- [Your goal] Locate each line with the string "React" in the listing below and copy it.
===============
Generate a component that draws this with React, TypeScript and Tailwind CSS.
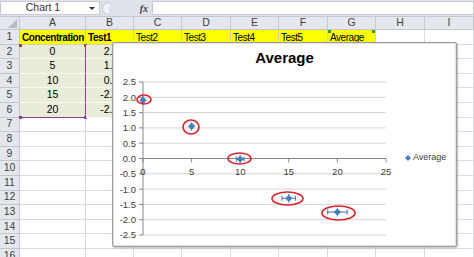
import React from 'react'

const cols = [
  { label: '', w: 20 },
  { label: 'A', w: 66 },
  { label: 'B', w: 48 },
  { label: 'C', w: 48 },
  { label: 'D', w: 49 },
  { label: 'E', w: 48 },
  { label: 'F', w: 49 },
  { label: 'G', w: 48 },
  { label: 'H', w: 49 },
  { label: 'I', w: 49 },
]

const headerRow = ['Concentration', 'Test1', 'Test2', 'Test3', 'Test4', 'Test5', 'Average']
const dataRows = [
  ['0', '2.013'],
  ['5', '1.047'],
  ['10', '0.015'],
  ['15', '-2.053'],
  ['20', '-2.167'],
]

// chart data: x, y average, x error
const points = [
  { x: 0, y: 1.9, e: 0.12 },
  { x: 5, y: 1.05, e: 0.12 },
  { x: 10, y: -0.02, e: 0.4 },
  { x: 15, y: -1.3, e: 0.7 },
  { x: 20, y: -1.75, e: 1.0 },
]

const rings = [
  { cx: 31, cy: 26.5, rx: 7, ry: 4.5 },
  { cx: 78, cy: 54, rx: 8, ry: 7 },
  { cx: 126.5, cy: 85.5, rx: 11.5, ry: 5.5 },
  { cx: 174.5, cy: 125.5, rx: 15.5, ry: 6.5 },
  { cx: 225.5, cy: 140, rx: 16.5, ry: 7 },
]

const sx = (v: number) => 30 + v * 9.72
const sy = (v: number) => 85.5 - v * 30.6

function Plot() {
  const yTicks = [2.5, 2, 1.5, 1, 0.5, 0, -0.5, -1, -1.5, -2, -2.5]
  const xTicks = [0, 5, 10, 15, 20, 25]
  return (
    <svg width="286" height="170" viewBox="0 0 286 170" className="block shrink-0">
      {yTicks.map(v => (
        <g key={v}>
          {v !== 0 && <line x1={sx(0)} x2={sx(25)} y1={sy(v)} y2={sy(v)} stroke="#d4d4d4" strokeWidth="1" />}
          <line x1={sx(0) - 4} x2={sx(0)} y1={sy(v)} y2={sy(v)} stroke="#868686" strokeWidth="1" />
          <text x="23" y={sy(v) + 3.4} textAnchor="end" fontSize="9.5" fill="#404040" fontFamily="Liberation Sans, Arial, sans-serif">
            {v.toFixed(1)}
          </text>
        </g>
      ))}
      <line x1={sx(0)} x2={sx(0)} y1={sy(2.5)} y2={sy(-2.5)} stroke="#868686" strokeWidth="1" />
      <line x1={sx(0)} x2={sx(25)} y1={sy(0)} y2={sy(0)} stroke="#868686" strokeWidth="1" />
      {xTicks.map(v => (
        <g key={v}>
          <line x1={sx(v)} x2={sx(v)} y1={sy(0)} y2={sy(0) + 4} stroke="#868686" strokeWidth="1" />
          <text x={sx(v)} y="101.5" textAnchor="middle" fontSize="9.5" fill="#404040" fontFamily="Liberation Sans, Arial, sans-serif">
            {v}
          </text>
        </g>
      ))}
      {points.map(p => {
        const cx = sx(p.x)
        const cy = sy(p.y)
        const x1 = sx(p.x - p.e)
        const x2 = sx(p.x + p.e)
        return (
          <g key={p.x}>
            <line x1={x1} x2={x2} y1={cy} y2={cy} stroke="#4a6d9c" strokeWidth="1" />
            <line x1={x1} x2={x1} y1={cy - 2.5} y2={cy + 2.5} stroke="#4a6d9c" strokeWidth="1" />
            <line x1={x2} x2={x2} y1={cy - 2.5} y2={cy + 2.5} stroke="#4a6d9c" strokeWidth="1" />
            <line x1={cx} x2={cx} y1={cy - 4.5} y2={cy + 4.5} stroke="#4a6d9c" strokeWidth="0.8" />
            <path d={`M${cx} ${cy - 3.6}L${cx + 3.6} ${cy}L${cx} ${cy + 3.6}L${cx - 3.6} ${cy}Z`} fill="#4a7ebb" />
          </g>
        )
      })}
      {rings.map((r, i) => (
        <ellipse key={i} cx={r.cx} cy={r.cy} rx={r.rx} ry={r.ry} fill="none" stroke="#dc2128" strokeWidth="1.6" />
      ))}
    </svg>
  )
}

function Chart() {
  return (
    <div className="absolute left-[112px] top-[42px] w-[345px] h-[205px] bg-white border border-[#9c9c9c] rounded-[2px] shadow-[inset_0_0_0_1px_#e4e4e4,1px_1px_2px_rgba(0,0,0,0.25)]">
      <div className="h-[30px] pt-[6px] text-center text-[15px] leading-[18px] font-bold text-black">Average</div>
      <div className="flex items-center">
        <Plot />
        <div className="flex items-center gap-[2px] pl-[6px] text-[9px] text-[#404040]">
          <svg width="6" height="6" viewBox="0 0 6 6">
            <path d="M3 0L6 3L3 6L0 3Z" fill="#4a7ebb" />
          </svg>
          <span>Average</span>
        </div>
      </div>
    </div>
  )
}

export default function App() {
  return (
    <div className="relative w-[474px] h-[257px] overflow-hidden bg-white font-['Liberation_Sans',Arial,sans-serif] text-black">
      {/* formula bar */}
      <div className="h-[16px] flex items-start bg-[#dfe3e9] pt-[1px]">
        <div className="relative w-[100px] h-[14px] bg-white border border-[#c6cbd2] flex items-center justify-center text-[10.5px] text-[#333]">
          <span className="-ml-[14px]">Chart 1</span>
          <span className="absolute right-[4px] top-[5px] w-0 h-0 border-l-[3px] border-r-[3px] border-t-[3px] border-l-transparent border-r-transparent border-t-[#333]" />
        </div>
        <div className="w-[52px] h-[14px] flex items-center">
          <div className="ml-[2px] w-[7px] h-[13px] rounded-l-full border border-r-0 border-[#c3c8cf] bg-[#f1f3f6]" />
          <span className="ml-auto mr-[4px] text-[10px] italic font-['Liberation_Serif',serif] font-bold text-[#444]">fx</span>
        </div>
        <div className="flex-1 h-[14px] bg-white border border-[#c6cbd2]" />
      </div>

      {/* grid */}
      <div className="grid grid-cols-[20px_66px_48px_48px_49px_48px_49px_48px_49px_49px]">
        {cols.map((c, i) => (
          <div
            key={i}
            className="relative h-[14px] flex items-center justify-center bg-[#e4e8ed] border-r border-b border-t border-[#c2c7ce] text-[10.5px] text-[#404040]"
          >
            {i === 0 ? (
              <svg width="9" height="9" viewBox="0 0 9 9" className="absolute right-[2px] bottom-[1px]">
                <path d="M9 0L9 9L0 9Z" fill="#b4bbc4" />
              </svg>
            ) : (
              c.label
            )}
          </div>
        ))}

        {Array.from({ length: 16 }).map((_, r) => {
          const rowNum = r + 1
          return cols.map((c, ci) => {
            if (ci === 0) {
              return (
                <div
                  key={`${r}-${ci}`}
                  className="h-[14.6px] flex items-center justify-center bg-[#e4e8ed] border-r border-b border-[#c2c7ce] text-[10.5px] text-[#404040]"
                >
                  {rowNum}
                </div>
              )
            }
            if (rowNum === 1 && ci <= 7) {
              return (
                <div
                  key={`${r}-${ci}`}
                  className={`relative h-[14.6px] flex items-end pl-[2px] bg-[#ffff00] border-r border-b border-[#d4d4b0] text-[10px] leading-[12px] tracking-[-0.45px] overflow-hidden whitespace-nowrap ${ci <= 2 ? 'font-bold' : ''}`}
                >
                  {headerRow[ci - 1]}
                  {ci === 7 && (
                    <>
                      <span className="absolute left-0 top-0 w-[3px] h-[3px] bg-[#3e9a3e]" />
                      <span className="absolute right-0 top-0 w-[3px] h-[3px] bg-[#3e9a3e]" />
                    </>
                  )}
                </div>
              )
            }
            if (rowNum >= 2 && rowNum <= 6 && ci <= 2) {
              const val = dataRows[rowNum - 2][ci - 1]
              const isA = ci === 1
              return (
                <div
                  key={`${r}-${ci}`}
                  className={`relative h-[14.6px] flex items-center bg-[#e9ecd8] text-[10.5px] whitespace-nowrap ${
                    isA
                      ? `justify-center border-r border-r-[#8e3b9c] ${rowNum === 6 ? 'border-b border-b-[#8e3b9c]' : 'border-b border-b-[#f7f8f0]'}`
                      : 'justify-end pr-[3px] border-r border-[#d8dbc7] border-b border-b-[#f7f8f0]'
                  }`}
                >
                  {val}
                  {isA && rowNum === 2 && (
                    <>
                      <span className="absolute -left-[1px] -top-[1px] w-[3px] h-[3px] bg-[#8e3b9c]" />
                      <span className="absolute -right-[2px] -top-[1px] w-[3px] h-[3px] bg-[#8e3b9c]" />
                    </>
                  )}
                  {isA && rowNum === 6 && (
                    <>
                      <span className="absolute -left-[1px] -bottom-[2px] w-[3px] h-[3px] bg-[#8e3b9c]" />
                      <span className="absolute -right-[2px] -bottom-[2px] w-[3px] h-[3px] bg-[#8e3b9c]" />
                    </>
                  )}
                </div>
              )
            }
            return <div key={`${r}-${ci}`} className="h-[14.6px] border-r border-b border-[#dadcdf]" />
          })
        })}
      </div>

      <Chart />
    </div>
  )
}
===============
- [Complete answer]
Generate a component that draws this with React, TypeScript and Tailwind CSS.
import React from 'react'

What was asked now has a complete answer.